WHAT THE EXERCISE ASKS: Using the listing below, give the number of lines where "index" appears, and nothing else.

DATA FOR THIS TASK:
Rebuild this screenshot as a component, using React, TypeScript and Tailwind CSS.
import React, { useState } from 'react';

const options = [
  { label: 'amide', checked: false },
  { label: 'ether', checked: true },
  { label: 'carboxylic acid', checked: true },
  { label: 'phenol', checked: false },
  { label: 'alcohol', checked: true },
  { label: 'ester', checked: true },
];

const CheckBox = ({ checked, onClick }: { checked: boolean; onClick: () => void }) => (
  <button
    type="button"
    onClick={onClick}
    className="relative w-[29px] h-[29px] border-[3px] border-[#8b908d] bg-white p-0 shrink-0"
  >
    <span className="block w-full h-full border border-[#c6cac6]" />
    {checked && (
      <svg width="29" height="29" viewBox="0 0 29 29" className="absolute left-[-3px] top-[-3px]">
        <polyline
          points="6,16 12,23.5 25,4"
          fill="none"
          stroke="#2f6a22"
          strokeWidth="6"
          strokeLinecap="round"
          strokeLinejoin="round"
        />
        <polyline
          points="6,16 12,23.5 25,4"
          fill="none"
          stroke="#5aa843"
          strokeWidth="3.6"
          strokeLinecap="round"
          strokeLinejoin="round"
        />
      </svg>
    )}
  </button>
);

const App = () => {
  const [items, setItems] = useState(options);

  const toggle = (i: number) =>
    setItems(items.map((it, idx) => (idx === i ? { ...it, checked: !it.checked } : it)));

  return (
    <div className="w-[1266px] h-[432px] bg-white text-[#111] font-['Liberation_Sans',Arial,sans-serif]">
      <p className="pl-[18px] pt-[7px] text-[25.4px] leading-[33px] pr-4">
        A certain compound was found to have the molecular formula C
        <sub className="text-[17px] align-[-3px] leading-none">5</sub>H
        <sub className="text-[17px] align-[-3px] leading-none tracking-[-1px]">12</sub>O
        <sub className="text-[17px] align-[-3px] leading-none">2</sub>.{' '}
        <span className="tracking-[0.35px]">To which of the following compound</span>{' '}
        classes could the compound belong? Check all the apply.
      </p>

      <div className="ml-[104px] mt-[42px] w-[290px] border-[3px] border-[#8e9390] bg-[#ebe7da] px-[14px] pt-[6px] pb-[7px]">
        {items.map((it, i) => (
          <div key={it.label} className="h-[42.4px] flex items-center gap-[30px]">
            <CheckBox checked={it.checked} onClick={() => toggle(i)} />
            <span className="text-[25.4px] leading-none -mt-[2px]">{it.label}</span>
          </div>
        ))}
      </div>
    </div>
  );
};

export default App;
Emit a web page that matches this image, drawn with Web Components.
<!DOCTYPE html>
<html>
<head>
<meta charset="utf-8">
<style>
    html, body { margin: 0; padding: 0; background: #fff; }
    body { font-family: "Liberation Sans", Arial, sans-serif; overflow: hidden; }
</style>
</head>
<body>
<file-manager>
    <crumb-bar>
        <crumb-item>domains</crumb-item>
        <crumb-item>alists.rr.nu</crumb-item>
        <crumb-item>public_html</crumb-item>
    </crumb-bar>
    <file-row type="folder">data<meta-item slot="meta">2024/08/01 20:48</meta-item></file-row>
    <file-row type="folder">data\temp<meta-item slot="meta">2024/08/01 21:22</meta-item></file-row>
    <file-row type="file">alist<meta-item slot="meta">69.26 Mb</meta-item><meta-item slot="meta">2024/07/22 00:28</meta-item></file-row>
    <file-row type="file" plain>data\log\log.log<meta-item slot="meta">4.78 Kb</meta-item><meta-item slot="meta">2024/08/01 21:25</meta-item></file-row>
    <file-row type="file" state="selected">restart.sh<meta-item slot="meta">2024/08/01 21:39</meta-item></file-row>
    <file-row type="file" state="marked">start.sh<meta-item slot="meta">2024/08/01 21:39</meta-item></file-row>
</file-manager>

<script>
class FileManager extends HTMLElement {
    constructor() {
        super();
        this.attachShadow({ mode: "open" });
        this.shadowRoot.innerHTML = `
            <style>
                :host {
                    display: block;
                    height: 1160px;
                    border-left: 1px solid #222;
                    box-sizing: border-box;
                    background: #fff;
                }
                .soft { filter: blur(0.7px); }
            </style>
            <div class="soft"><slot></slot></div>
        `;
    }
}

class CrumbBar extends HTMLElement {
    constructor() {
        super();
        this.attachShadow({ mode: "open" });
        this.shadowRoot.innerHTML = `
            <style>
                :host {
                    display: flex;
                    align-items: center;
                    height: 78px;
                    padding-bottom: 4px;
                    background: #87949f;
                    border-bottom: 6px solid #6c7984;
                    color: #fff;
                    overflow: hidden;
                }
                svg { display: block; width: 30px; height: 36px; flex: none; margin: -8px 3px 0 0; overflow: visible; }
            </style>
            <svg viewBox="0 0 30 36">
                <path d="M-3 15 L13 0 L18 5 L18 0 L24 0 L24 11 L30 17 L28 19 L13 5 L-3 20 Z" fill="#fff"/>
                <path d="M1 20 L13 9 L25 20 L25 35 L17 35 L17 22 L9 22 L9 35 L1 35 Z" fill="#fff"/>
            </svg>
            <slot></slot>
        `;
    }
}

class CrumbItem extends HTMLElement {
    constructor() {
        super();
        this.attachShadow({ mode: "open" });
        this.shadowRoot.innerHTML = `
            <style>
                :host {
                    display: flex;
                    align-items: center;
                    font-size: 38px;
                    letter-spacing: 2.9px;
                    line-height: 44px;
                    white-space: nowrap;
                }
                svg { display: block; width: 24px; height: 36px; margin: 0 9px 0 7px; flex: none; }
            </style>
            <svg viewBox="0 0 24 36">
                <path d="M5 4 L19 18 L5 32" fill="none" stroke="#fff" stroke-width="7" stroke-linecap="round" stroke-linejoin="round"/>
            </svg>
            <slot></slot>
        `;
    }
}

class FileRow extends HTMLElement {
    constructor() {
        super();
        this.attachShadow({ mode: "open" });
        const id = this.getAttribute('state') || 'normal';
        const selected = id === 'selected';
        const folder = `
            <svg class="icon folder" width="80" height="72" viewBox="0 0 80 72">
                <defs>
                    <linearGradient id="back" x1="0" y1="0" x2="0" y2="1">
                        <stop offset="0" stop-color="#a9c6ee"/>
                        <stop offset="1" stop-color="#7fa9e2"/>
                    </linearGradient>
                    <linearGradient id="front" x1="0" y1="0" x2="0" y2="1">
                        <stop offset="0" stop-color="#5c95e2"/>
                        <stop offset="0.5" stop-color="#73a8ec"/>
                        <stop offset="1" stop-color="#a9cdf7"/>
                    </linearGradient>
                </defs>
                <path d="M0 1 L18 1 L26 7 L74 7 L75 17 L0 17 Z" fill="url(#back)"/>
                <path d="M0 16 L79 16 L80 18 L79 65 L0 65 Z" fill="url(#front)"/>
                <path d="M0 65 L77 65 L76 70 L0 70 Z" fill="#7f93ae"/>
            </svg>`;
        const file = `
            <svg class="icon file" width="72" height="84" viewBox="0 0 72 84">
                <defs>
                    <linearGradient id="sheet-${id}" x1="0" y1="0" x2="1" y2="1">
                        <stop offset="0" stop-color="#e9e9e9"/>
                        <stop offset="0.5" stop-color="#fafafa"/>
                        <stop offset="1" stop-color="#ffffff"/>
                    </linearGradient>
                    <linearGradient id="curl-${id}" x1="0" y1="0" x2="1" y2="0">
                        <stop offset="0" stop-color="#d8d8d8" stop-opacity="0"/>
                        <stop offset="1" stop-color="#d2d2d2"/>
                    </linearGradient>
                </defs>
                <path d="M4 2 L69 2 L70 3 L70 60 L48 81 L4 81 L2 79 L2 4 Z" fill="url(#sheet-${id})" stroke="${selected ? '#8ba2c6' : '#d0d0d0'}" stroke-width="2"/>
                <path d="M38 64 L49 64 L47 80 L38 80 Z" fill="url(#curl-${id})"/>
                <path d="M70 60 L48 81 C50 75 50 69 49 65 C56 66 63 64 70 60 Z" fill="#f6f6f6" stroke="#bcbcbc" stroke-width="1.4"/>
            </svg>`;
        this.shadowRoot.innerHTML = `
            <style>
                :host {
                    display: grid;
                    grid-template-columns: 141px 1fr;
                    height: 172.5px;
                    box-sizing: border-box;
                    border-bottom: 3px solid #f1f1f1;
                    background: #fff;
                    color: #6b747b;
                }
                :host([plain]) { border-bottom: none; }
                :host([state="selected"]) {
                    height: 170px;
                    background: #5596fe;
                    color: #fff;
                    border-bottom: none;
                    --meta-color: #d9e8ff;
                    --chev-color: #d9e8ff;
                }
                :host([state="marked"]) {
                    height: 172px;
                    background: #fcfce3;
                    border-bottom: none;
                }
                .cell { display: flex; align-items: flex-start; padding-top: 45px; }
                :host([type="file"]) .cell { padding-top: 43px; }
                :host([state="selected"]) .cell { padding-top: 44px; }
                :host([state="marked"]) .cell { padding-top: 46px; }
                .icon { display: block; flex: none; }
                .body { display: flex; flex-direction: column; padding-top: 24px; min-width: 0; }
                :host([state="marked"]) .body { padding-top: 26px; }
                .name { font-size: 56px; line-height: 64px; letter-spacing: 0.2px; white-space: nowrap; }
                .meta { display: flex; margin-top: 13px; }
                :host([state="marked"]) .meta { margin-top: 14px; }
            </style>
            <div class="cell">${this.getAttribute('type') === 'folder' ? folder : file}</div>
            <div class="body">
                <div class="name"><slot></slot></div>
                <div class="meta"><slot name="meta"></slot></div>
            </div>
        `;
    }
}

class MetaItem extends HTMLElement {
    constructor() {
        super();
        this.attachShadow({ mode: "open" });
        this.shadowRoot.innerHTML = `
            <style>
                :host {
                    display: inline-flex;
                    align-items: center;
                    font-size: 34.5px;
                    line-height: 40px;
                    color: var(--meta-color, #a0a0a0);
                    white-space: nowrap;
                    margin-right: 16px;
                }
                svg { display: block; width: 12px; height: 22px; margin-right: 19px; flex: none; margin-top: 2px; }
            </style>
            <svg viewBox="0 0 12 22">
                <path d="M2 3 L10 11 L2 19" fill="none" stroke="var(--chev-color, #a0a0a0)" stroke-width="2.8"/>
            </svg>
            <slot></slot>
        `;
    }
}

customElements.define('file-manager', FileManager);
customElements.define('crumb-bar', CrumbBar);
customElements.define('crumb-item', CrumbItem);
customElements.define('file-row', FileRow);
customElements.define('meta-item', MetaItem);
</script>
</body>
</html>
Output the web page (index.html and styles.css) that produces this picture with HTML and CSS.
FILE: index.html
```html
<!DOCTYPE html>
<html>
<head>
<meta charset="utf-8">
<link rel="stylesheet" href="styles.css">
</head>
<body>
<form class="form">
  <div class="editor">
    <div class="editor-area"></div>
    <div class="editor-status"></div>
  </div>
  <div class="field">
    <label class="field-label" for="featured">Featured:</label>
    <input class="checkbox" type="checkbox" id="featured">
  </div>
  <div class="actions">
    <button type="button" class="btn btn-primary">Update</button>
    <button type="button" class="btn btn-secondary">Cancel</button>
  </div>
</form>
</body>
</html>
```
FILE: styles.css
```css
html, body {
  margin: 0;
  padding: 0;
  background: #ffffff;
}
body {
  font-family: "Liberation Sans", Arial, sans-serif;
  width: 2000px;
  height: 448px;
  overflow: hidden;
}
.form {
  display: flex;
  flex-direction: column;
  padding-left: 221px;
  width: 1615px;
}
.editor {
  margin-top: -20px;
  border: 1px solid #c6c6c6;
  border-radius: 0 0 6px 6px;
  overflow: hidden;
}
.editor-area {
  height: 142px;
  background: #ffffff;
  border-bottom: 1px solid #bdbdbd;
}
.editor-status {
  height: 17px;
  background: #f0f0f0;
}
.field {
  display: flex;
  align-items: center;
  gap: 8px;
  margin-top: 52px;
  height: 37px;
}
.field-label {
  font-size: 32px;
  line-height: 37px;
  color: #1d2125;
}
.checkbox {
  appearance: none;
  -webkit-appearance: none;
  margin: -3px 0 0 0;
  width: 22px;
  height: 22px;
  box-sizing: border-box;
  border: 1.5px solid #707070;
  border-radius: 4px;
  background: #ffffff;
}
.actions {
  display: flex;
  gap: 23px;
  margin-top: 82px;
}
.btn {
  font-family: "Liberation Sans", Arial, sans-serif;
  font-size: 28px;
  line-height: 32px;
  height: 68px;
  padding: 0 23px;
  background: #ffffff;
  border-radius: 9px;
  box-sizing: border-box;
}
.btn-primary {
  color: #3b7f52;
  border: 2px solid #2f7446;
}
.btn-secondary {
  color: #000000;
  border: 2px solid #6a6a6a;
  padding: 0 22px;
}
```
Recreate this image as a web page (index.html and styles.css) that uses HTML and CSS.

CORRECT RESULT: 3